Municipality builts: Vienna Housing from 1920 to 2020

Place: Aedes am Pfefferberg,
Christinenstr. 18-19, 10119 Berlin
Exhibition: 17. May – 05. July 2014

The touring multimedia exhibition “Municipality builts – Vienna Housing from 1920 to 2020” will show visitors the history of municipal housing in Vienna and its significance for the people of Vienna and society overall – from the early days of Social Democrat-governed “Red Vienna” in the 1920s until today and beyond. The exhibition shows how the requirements for social housing policy have changed over time due to changes in society, technological advances in construction, and transformations in urban planning and architecture. The main focus is on the people and their changing housing needs over time.

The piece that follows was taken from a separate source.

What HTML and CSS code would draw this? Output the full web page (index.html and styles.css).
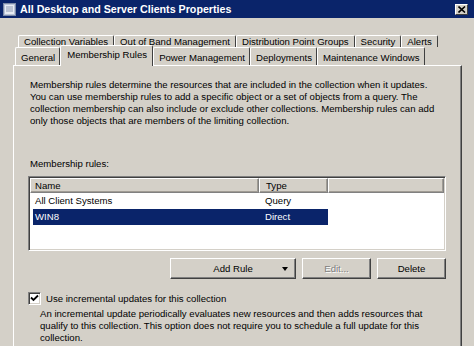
FILE: index.html
```html
<!DOCTYPE html>
<html lang="en">
<head>
    <meta charset="UTF-8"/>
    <title>All Desktop and Server Clients Properties</title>
    <link rel="stylesheet" href="styles.css">
</head>
<body>
<div class="window">
    <div class="titlebar">
        <svg class="title-icon" width="13" height="13" viewBox="0 0 13 13">
            <rect x="0.5" y="0.5" width="12" height="12" fill="#b9c4d8" stroke="#7d8aa6"/>
            <rect x="2" y="2" width="9" height="9" fill="#e8ecf3"/>
            <path d="M3 4h7M3 6h7M3 8h7" stroke="#8d99b3" stroke-width="1"/>
        </svg>
        <span class="title">All Desktop and Server Clients Properties</span>
        <div class="close">
            <svg width="8" height="7" viewBox="0 0 8 7">
                <path d="M0.5 0.5L7 6.5M7 0.5L0.5 6.5" stroke="#000" stroke-width="1.6"/>
            </svg>
        </div>
    </div>

    <div class="content">
        <div class="tab-row back">
            <div class="tab">Collection Variables</div>
            <div class="tab">Out of Band Management</div>
            <div class="tab">Distribution Point Groups</div>
            <div class="tab">Security</div>
            <div class="tab">Alerts</div>
        </div>
        <div class="tab-row front">
            <div class="tab">General</div>
            <div class="tab active">Membership Rules</div>
            <div class="tab">Power Management</div>
            <div class="tab">Deployments</div>
            <div class="tab">Maintenance Windows</div>
        </div>

        <div class="panel">
            <p class="intro">
                Membership rules determine the resources that are included in the collection when it updates.<br>
                You can use membership rules to add a specific object or a set of objects from a query. The<br>
                collection membership can also include or exclude other collections. Membership rules can add<br>
                only those objects that are members of the limiting collection.
            </p>

            <div class="list-label">Membership rules:</div>
            <div class="list">
                <div class="list-header">
                    <div class="col name">Name</div>
                    <div class="col type">Type</div>
                    <div class="col filler"></div>
                </div>
                <div class="row">
                    <div class="cell name">All Client Systems</div>
                    <div class="cell type">Query</div>
                </div>
                <div class="row selected">
                    <div class="cell name">WIN8</div>
                    <div class="cell type">Direct</div>
                </div>
            </div>

            <div class="buttons">
                <div class="btn add">Add Rule <span class="arrow"></span></div>
                <div class="btn disabled">Edit...</div>
                <div class="btn">Delete</div>
            </div>

            <div class="check-row">
                <div class="checkbox">
                    <svg width="9" height="9" viewBox="0 0 9 9">
                        <path d="M1 3.5L3.5 6L8 1.5" fill="none" stroke="#000" stroke-width="1.8"/>
                    </svg>
                </div>
                <span>Use incremental updates for this collection</span>
            </div>
            <p class="check-desc">
                An incremental update periodically evaluates new resources and then adds resources that<br>
                qualify to this collection. This option does not require you to schedule a full update for this<br>
                collection.
            </p>
        </div>
    </div>
</div>
</body>
</html>
```

FILE: styles.css
```css
body {
    margin: 0;
    padding: 0;
    background: #d4d0c8;
    font-family: "Liberation Sans", Arial, sans-serif;
    font-size: 9.6px;
    color: #000;
}

.window {
    width: 474px;
    height: 346px;
    overflow: hidden;
}

.titlebar {
    height: 18px;
    background: #0a246a;
    display: flex;
    align-items: center;
    padding: 0 6px 0 3px;
    gap: 4px;
}

.titlebar .title {
    flex: 1;
    color: #fff;
    font-weight: bold;
    font-size: 10.7px;
}

.close {
    width: 13px;
    height: 11px;
    box-sizing: border-box;
    background: #d4d0c8;
    border: 1px solid;
    border-color: #fff #404040 #404040 #fff;
    display: flex;
    align-items: center;
    justify-content: center;
}

.content {
    padding: 17px 12px 0 13px;
}

.tab-row {
    display: flex;
}

.tab-row.back {
    height: 12px;
    margin-left: 5px;
}

.tab-row.front {
    height: 18px;
    margin-left: 2px;
}

.tab {
    padding: 0 5px 0 5px;
    line-height: 11px;
    border-top: 1px solid #fff;
    border-left: 1px solid #fff;
    border-right: 1px solid #404040;
    border-radius: 2px 2px 0 0;
    white-space: nowrap;
}

.tab-row.front .tab {
    padding: 3px 4px 0 5px;
    line-height: 14px;
}

.tab-row.front .tab.active {
    position: relative;
    z-index: 1;
    margin: -2px 0 -1px;
    padding: 2px 5px 0 6px;
    background: #d4d0c8;
}

.panel {
    height: 290px;
    box-sizing: border-box;
    padding: 13px 15px 0 14px;
    border-top: 1px solid #fff;
    border-left: 1px solid #fff;
    border-right: 1px solid #404040;
    box-shadow: inset -1px 0 #808080;
}

.intro {
    margin: 0;
    padding-left: 2px;
    line-height: 12px;
}

.list-label {
    margin-top: 31px;
    padding-left: 2px;
    line-height: 12px;
}

.list {
    margin-top: 6px;
    height: 75px;
    box-sizing: border-box;
    background: #fff;
    border: 1px solid;
    border-color: #808080 #fff #fff #808080;
    box-shadow: inset 1px 1px #404040, inset -1px -1px #d4d0c8;
    padding: 1px;
}

.list-header {
    display: flex;
    height: 15px;
}

.col {
    box-sizing: border-box;
    background: #d4d0c8;
    border: 1px solid;
    border-color: #fff #808080 #808080 #fff;
    box-shadow: inset -1px -1px #a09c94;
    padding-left: 4px;
    line-height: 13px;
}

.col.name {
    width: 229px;
}

.col.type {
    width: 69px;
    padding-left: 6px;
}

.col.filler {
    flex: 1;
}

.row {
    display: flex;
    height: 16px;
    line-height: 16px;
    padding-left: 3px;
}

.cell {
    box-sizing: border-box;
}

.cell.name {
    width: 226px;
    padding-left: 2px;
}

.cell.type {
    width: 69px;
    padding-left: 6px;
}

.row.selected .cell {
    background: #0a246a;
    color: #fff;
}

.buttons {
    margin-top: 7px;
    display: flex;
    justify-content: flex-end;
    gap: 6px;
}

.btn {
    position: relative;
    width: 69px;
    height: 21px;
    box-sizing: border-box;
    border: 1px solid;
    border-color: #fff #404040 #404040 #fff;
    box-shadow: inset -1px -1px #808080;
    display: flex;
    align-items: center;
    justify-content: center;
}

.btn.add {
    width: 126px;
}

.btn .arrow {
    position: absolute;
    right: 7px;
    top: 8px;
    border-left: 3.5px solid transparent;
    border-right: 3.5px solid transparent;
    border-top: 4px solid #000;
}

.btn.disabled {
    color: #808080;
    text-shadow: 1px 1px #fff;
}

.check-row {
    margin-top: 13px;
    display: flex;
    align-items: center;
    gap: 5px;
}

.checkbox {
    width: 13px;
    height: 13px;
    box-sizing: border-box;
    background: #fff;
    border: 1px solid;
    border-color: #808080 #fff #fff #808080;
    box-shadow: inset 1px 1px #404040, inset -1px -1px #d4d0c8;
    display: flex;
    align-items: center;
    justify-content: center;
}

.check-desc {
    margin: 3px 0 0;
    padding-left: 12px;
    line-height: 12px;
}
```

Vienna’s municipal housing is known in Europe as an outstanding example of successful social housing policy and has a history that reaches back nearly a century. Today around sixty percent of the city’s inhabitants live in a subsidised apartment – either in one of the 220,000 municipal apartments or in one of the 200,000 apartments built with subsidies from the state of Vienna. Half a million city residents live in the approximately 2000 municipal housing blocks alone. In the 2013 Viennese referendum, over eighty seven percent of the population voted in favour of protecting communal services – including residential facilities – against privatisation.

“No other city in Europe has demonstrated such continuity in its social housing policy and remained dedicated to this in the face of the neoliberalism and privatisation zeitgeist. The city has committed itself to municipal housing and, in contrast with many other cities, at no point considered selling this communal property as such a move would massively encourage speculation in the housing market and an increase in rental prices. Although over the decades many new approaches have been developed and realised, the fundamental principles of “Red Vienna of the First Republic” remain today. Alongside a high standard of living, these principles include social cohesion and a balanced social mix. Since then the maxim of the social housing policy of Vienna has been to flexibly respond to the housing needs of the people and to implement housing in touch with the wishes of the population. As one response to the growing need for high quality, compact and very affordable housing, the city has introduced the SMART housing programme,” explains Councillor of Housing, Michael Ludwig. The first 2000 SMART housing units should be ready for occupancy by the end of 2015.